Entries with page source code
====================

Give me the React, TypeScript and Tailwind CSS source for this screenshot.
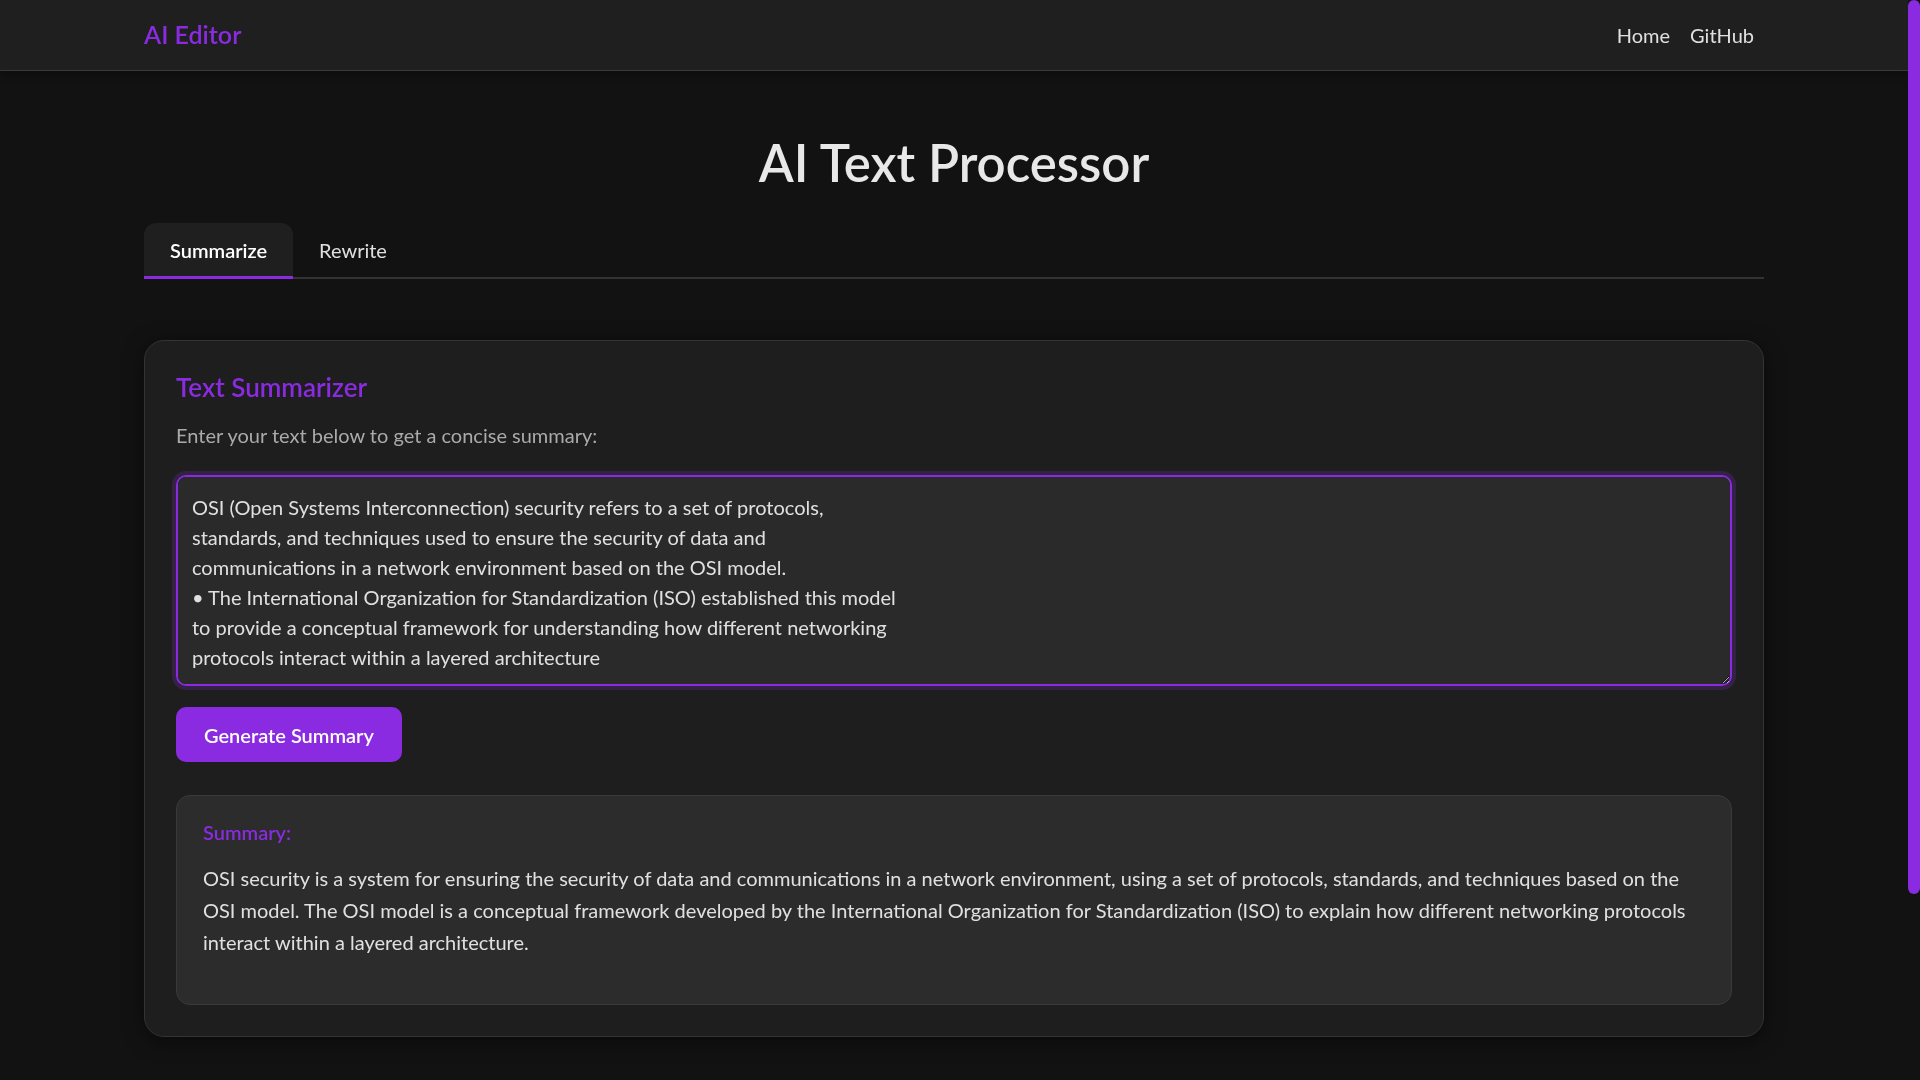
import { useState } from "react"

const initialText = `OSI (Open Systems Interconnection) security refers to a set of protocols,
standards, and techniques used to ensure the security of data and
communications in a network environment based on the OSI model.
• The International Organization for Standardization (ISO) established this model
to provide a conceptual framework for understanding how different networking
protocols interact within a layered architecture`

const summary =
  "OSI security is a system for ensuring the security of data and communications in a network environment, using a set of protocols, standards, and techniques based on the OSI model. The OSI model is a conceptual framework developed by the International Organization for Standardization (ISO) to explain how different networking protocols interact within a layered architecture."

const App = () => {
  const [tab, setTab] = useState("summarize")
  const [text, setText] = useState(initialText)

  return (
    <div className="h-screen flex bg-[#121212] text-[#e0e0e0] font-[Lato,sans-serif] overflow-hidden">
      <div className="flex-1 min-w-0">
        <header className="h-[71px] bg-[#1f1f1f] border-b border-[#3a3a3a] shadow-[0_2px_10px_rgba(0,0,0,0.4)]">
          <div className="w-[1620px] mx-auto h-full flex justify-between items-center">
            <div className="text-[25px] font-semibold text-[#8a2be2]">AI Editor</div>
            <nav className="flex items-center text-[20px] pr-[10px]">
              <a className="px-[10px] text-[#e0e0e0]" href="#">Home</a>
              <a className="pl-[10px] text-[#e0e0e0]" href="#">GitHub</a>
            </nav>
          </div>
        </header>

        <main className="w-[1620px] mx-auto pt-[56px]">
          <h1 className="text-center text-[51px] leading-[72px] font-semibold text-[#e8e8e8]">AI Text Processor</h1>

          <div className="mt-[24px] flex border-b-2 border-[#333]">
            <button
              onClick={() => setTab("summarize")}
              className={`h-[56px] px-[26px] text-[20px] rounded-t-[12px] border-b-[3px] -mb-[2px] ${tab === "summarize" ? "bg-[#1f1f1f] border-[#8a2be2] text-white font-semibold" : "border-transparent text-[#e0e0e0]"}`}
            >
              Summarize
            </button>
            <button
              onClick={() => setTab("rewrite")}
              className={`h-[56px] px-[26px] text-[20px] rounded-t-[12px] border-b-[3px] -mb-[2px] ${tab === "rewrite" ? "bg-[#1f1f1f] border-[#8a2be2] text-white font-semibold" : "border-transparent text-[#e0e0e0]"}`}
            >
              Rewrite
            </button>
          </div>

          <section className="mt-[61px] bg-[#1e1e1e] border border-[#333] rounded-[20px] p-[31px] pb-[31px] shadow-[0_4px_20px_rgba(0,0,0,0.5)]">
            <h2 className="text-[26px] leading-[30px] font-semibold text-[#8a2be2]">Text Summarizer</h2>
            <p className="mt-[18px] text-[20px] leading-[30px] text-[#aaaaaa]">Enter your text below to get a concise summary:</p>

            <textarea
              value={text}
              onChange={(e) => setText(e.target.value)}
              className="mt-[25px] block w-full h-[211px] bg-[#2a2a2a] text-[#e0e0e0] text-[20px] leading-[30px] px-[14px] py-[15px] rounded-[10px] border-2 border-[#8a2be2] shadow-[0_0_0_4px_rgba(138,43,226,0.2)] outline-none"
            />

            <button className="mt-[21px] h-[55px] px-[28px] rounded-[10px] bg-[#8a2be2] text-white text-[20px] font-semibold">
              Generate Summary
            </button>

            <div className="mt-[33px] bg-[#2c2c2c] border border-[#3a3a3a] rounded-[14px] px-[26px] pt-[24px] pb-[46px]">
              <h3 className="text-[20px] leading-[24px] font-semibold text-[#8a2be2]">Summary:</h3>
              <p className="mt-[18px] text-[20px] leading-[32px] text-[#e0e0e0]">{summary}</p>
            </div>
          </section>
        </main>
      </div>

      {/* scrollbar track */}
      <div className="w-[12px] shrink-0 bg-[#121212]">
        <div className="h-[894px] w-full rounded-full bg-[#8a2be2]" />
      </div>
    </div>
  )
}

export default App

====================

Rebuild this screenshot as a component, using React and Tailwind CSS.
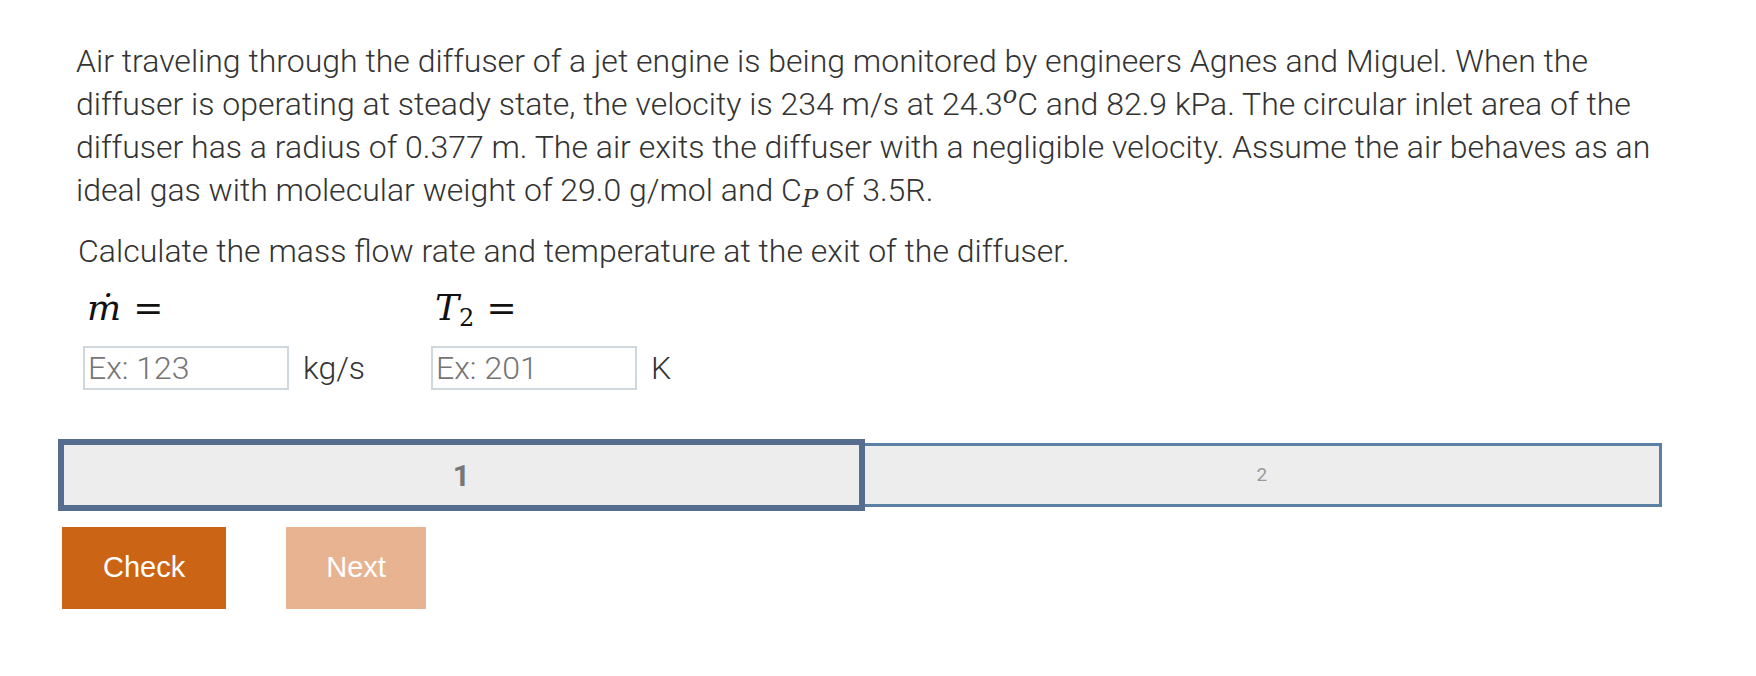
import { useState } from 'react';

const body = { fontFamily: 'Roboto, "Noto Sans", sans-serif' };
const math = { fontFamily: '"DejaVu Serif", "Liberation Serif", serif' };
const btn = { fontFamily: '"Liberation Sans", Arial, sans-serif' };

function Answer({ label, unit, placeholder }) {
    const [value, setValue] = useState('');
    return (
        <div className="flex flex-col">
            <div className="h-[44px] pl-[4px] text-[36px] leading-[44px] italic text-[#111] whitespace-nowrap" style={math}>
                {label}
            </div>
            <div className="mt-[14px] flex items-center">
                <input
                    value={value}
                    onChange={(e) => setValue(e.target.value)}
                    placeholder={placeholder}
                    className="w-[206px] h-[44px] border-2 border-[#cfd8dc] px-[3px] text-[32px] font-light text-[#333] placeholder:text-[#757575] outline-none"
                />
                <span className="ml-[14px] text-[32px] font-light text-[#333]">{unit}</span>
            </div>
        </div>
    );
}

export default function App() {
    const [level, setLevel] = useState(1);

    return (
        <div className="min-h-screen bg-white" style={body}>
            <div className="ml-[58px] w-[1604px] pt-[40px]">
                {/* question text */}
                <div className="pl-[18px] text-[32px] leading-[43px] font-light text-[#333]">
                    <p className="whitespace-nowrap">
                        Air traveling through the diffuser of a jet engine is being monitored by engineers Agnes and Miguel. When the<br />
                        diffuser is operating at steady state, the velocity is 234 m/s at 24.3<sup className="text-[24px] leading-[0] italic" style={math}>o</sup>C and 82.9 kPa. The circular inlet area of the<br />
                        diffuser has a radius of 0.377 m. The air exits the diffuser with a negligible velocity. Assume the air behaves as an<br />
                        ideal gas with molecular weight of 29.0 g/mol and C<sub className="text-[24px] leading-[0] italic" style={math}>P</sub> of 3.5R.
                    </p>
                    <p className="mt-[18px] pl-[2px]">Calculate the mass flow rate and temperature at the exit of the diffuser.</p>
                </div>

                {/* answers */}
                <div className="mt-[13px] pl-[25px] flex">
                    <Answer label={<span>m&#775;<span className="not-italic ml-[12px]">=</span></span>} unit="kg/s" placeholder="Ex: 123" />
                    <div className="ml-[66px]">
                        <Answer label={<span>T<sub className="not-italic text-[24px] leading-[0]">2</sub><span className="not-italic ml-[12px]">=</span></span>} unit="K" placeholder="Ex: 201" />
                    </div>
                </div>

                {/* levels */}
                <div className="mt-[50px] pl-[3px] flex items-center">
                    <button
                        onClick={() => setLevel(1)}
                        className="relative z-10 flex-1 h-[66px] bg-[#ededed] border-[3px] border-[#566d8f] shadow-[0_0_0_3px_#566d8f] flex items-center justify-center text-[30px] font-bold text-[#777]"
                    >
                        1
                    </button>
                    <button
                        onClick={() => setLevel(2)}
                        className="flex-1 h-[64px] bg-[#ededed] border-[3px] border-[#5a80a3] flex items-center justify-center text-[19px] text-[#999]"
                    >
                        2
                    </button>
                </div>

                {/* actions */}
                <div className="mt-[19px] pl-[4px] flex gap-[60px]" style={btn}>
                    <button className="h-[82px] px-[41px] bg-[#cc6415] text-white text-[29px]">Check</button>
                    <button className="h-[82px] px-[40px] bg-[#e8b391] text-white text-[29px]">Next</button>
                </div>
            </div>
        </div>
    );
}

====================

▶ **Given problem**:
Copy out each line that contains the word "Tailwind".

▶ **Reply**:
Give me the React, TypeScript and Tailwind CSS source for this screenshot.
Rebuild this screenshot as a component, using React and Tailwind CSS.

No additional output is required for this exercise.